Wong was inspired by several scientists in her family to choose a career in biomedical engineering. Both of her parents are chemists and her uncle is a molecular biologist. Wong initially set out to pursue a career in materials science with applications in automobile design. But after spending time with her uncle over a break in her graduate training, Wong said, she became fascinated by biology and nature. Wong credits her family support, great role models, and mentors for her success.
Beginning her journey as a biomedical engineer, Wong worked in the highly esteemed lab of Robert Langer at the Massachusetts Institute of Technology. There, she was able to pursue materials science with applications in biology including tissue engineering. “It was a great place to start,” said Wong. She then went on to complete post doctorate training at the University of California, Santa Barbara.
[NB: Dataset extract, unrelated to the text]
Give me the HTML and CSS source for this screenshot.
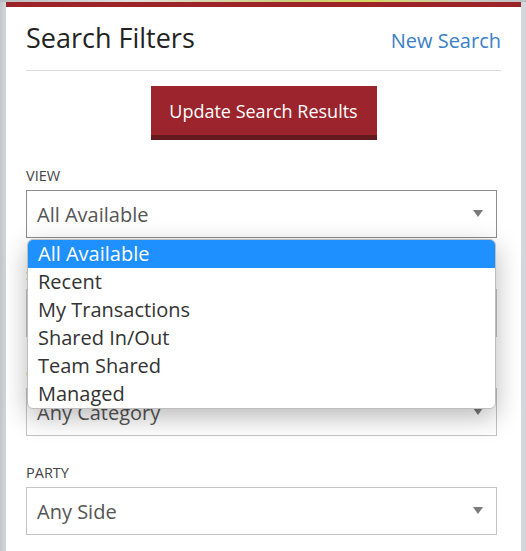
FILE: index.html
```html
<!DOCTYPE html>
<html lang="en">
<head>
<meta charset="utf-8">
<title>Search Filters</title>
<link rel="stylesheet" href="styles.css">
</head>
<body>
<div class="backdrop"></div>
<div class="panel">
  <div class="header">
    <h1 class="title">Search Filters</h1>
    <a class="new-search" href="#">New Search</a>
  </div>
  <div class="actions">
    <button class="update-btn" type="button">Update Search Results</button>
  </div>

  <div class="field field-view">
    <div class="label">VIEW</div>
    <div class="select is-open">
      <span class="select-text">All Available</span>
      <span class="arrow"></span>
    </div>
    <ul class="dropdown">
      <li class="option selected">All Available</li>
      <li class="option">Recent</li>
      <li class="option">My Transactions</li>
      <li class="option">Shared In/Out</li>
      <li class="option">Team Shared</li>
      <li class="option">Managed</li>
    </ul>
  </div>

  <div class="field">
    <div class="label">STATUS</div>
    <div class="select">
      <span class="select-text">Any Status</span>
      <span class="arrow"></span>
    </div>
  </div>

  <div class="field">
    <div class="label">CATEGORY</div>
    <div class="select">
      <span class="select-text">Any Category</span>
      <span class="arrow"></span>
    </div>
  </div>

  <div class="field">
    <div class="label">PARTY</div>
    <div class="select">
      <span class="select-text">Any Side</span>
      <span class="arrow"></span>
    </div>
  </div>
</div>
</body>
</html>
```

FILE: styles.css
```css
* { box-sizing: border-box; }

html, body {
  margin: 0;
  padding: 0;
  height: 100%;
  overflow: hidden;
}

body {
  font-family: "Open Sans", "Liberation Sans", sans-serif;
  background: linear-gradient(to right, #c2c6ca 0, #d3d6da 6px, #d3d6da 100%);
  padding: 2px 5px 0 6px;
  position: relative;
}

.backdrop {
  position: absolute;
  left: 0;
  right: 0;
  top: 0;
  height: 2px;
  background: linear-gradient(to right, #b9bcbf 0%, #e0e0dc 25%, #c9cf7a 55%, #d5d760 70%, #c7c9bf 90%, #c0c3c6 100%);
}

.panel {
  position: relative;
  background: #fff;
  border-top: 5px solid #9c2429;
  padding: 0 20px 0 20px;
  height: 100%;
}

.header {
  display: flex;
  justify-content: space-between;
  align-items: baseline;
  padding-top: 14px;
  padding-bottom: 15px;
  border-bottom: 1px solid #dcdcdc;
}

.title {
  margin: 0;
  font-size: 27px;
  font-weight: 400;
  color: #222;
  line-height: 34px;
}

.new-search {
  font-size: 20px;
  color: #3a7fc8;
  text-decoration: none;
}

.actions {
  display: flex;
  justify-content: center;
  padding-top: 15px;
}

.update-btn {
  font-family: "Open Sans", "Liberation Sans", sans-serif;
  font-size: 18px;
  color: #fff;
  background: #9c242d;
  border: none;
  border-bottom: 5px solid #641a1e;
  width: 226px;
  height: 54px;
  padding: 0;
}

.field {
  position: relative;
  margin-top: 26px;
  width: calc(100% - 4px);
}

.field + .field {
  margin-top: 27px;
}

.label {
  font-size: 14.5px;
  color: #444;
  line-height: 20px;
  margin-bottom: 4px;
}

.select {
  display: flex;
  align-items: center;
  justify-content: space-between;
  height: 48px;
  border: 1px solid #c4c4c4;
  background: #fff;
  padding: 0 13px 0 10px;
}

.select.is-open {
  border-color: #8c8c8c;
}

.select-text {
  font-size: 20px;
  color: #555;
}

.arrow {
  width: 0;
  height: 0;
  border-left: 5px solid transparent;
  border-right: 5px solid transparent;
  border-top: 7px solid #7a7a7a;
  margin-top: -2px;
}

.dropdown {
  position: absolute;
  z-index: 10;
  left: 1px;
  right: 1px;
  top: 73px;
  margin: 0;
  padding: 0;
  list-style: none;
  background: #fff;
  border: 1px solid #bdbdbd;
  border-radius: 6px;
  overflow: hidden;
  box-shadow: 0 8px 26px rgba(0, 0, 0, 0.28);
}

.option {
  height: 28px;
  line-height: 28px;
  padding-left: 10px;
  font-size: 20px;
  color: #333;
}

.option.selected {
  background: #1e90ff;
  color: #fff;
}
```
“If you are focused and you have the drive and desire, there are [undergraduate and graduate] programs out there for you,” says Wong. Wong advises students interested in biomedical engineering to try out different research experiences to locate their passions within the field. Students may want to set their sights on tackling problems at the interface of medicine and engineering with the “highest unmet clinical needs” because therein lies the biggest impact, she added. Lastly, Wong says students should spend time honing their networking skills in order to develop strong research collaborations.
Wong expressed that biomedical engineering is a rewarding career path because of the potential to improve the quality of life. During Wong’s graduate training, her father had a heart attack – a turning point in her career. “I knew then that I wanted to work on problems that had an impact,” said Wong.
In her current work at Boston University, Wong is focuses on finding ways to treat surgical adhesions, or bands of scar tissue, as they are a major cause of infertility. She is also using nanotechnology and imaging methods for enhanced oil recovery.
Wong enjoys working as a professor in academia because she likes teaching the next generation of biomedical engineers. In academia, Wong has the freedom to pursue any research questions that she desires, so long as she can secure funding to support it. She is also able to work on multiple diverse research projects simultaneously.